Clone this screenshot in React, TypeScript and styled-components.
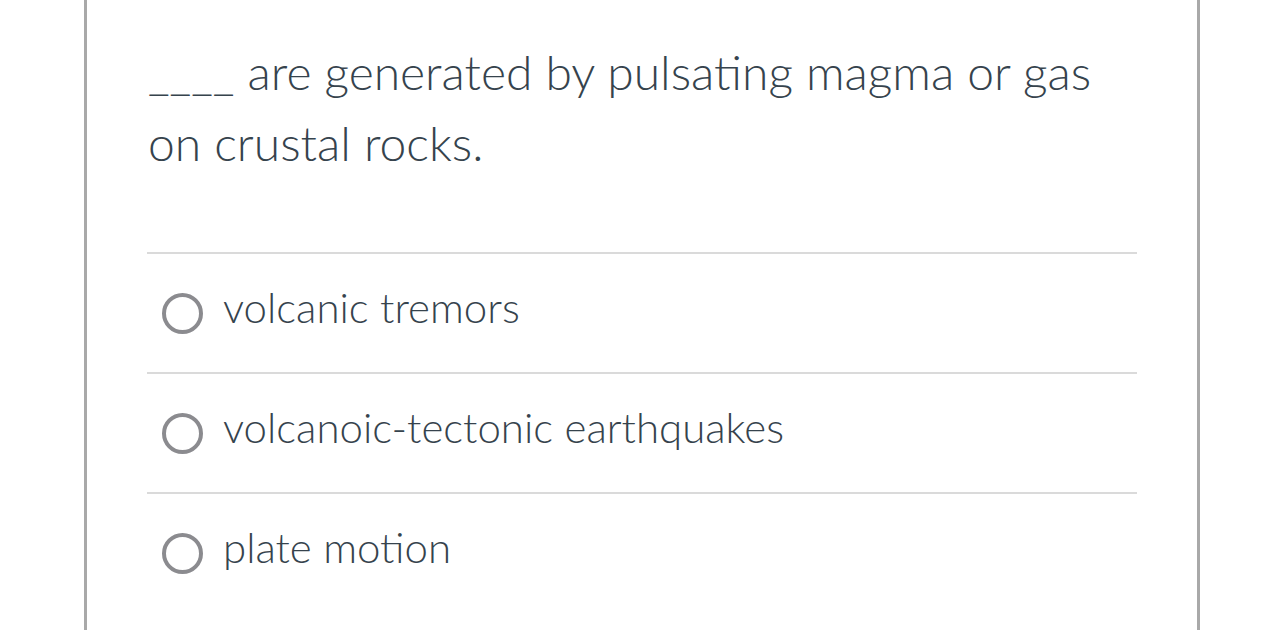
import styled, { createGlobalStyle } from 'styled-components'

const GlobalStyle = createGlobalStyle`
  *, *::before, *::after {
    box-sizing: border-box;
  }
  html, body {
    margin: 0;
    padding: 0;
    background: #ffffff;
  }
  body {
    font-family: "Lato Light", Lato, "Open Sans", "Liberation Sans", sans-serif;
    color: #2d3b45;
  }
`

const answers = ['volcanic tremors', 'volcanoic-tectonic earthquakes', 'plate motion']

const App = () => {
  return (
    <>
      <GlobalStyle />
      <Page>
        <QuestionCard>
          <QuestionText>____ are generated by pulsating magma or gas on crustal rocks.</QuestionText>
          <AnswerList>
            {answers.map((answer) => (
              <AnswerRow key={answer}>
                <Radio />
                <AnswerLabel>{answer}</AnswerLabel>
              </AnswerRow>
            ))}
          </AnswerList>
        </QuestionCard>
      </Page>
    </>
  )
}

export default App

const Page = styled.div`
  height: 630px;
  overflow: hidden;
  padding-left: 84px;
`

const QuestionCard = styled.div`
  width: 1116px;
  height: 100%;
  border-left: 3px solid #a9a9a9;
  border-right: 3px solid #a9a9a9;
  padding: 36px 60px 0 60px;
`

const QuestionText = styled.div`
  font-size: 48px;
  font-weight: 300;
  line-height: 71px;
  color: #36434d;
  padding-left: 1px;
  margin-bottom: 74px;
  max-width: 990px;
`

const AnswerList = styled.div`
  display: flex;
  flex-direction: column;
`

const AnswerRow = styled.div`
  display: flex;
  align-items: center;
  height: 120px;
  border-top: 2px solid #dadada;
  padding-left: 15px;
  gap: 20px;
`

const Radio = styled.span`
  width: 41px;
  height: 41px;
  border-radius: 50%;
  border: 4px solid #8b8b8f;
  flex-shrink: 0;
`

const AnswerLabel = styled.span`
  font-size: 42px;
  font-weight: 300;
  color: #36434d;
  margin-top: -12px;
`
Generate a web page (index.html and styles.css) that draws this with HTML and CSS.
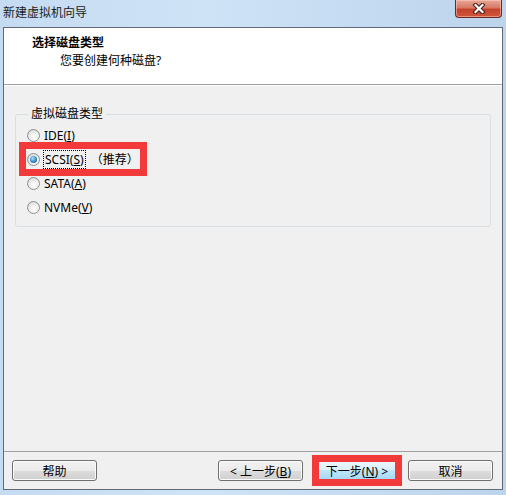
----
▶ _Description of the task_: Leave out any pictures, please, and quote only the lines from the top of the data through the line that contains "const answers = ['volcanic".

▶ _Finished task_:
Clone this screenshot in React, TypeScript and styled-components.
import styled, { createGlobalStyle } from 'styled-components'

const GlobalStyle = createGlobalStyle`
  *, *::before, *::after {
    box-sizing: border-box;
  }
  html, body {
    margin: 0;
    padding: 0;
    background: #ffffff;
  }
  body {
    font-family: "Lato Light", Lato, "Open Sans", "Liberation Sans", sans-serif;
    color: #2d3b45;
  }
`

const answers = ['volcanic tremors', 'volcanoic-tectonic earthquakes', 'plate motion']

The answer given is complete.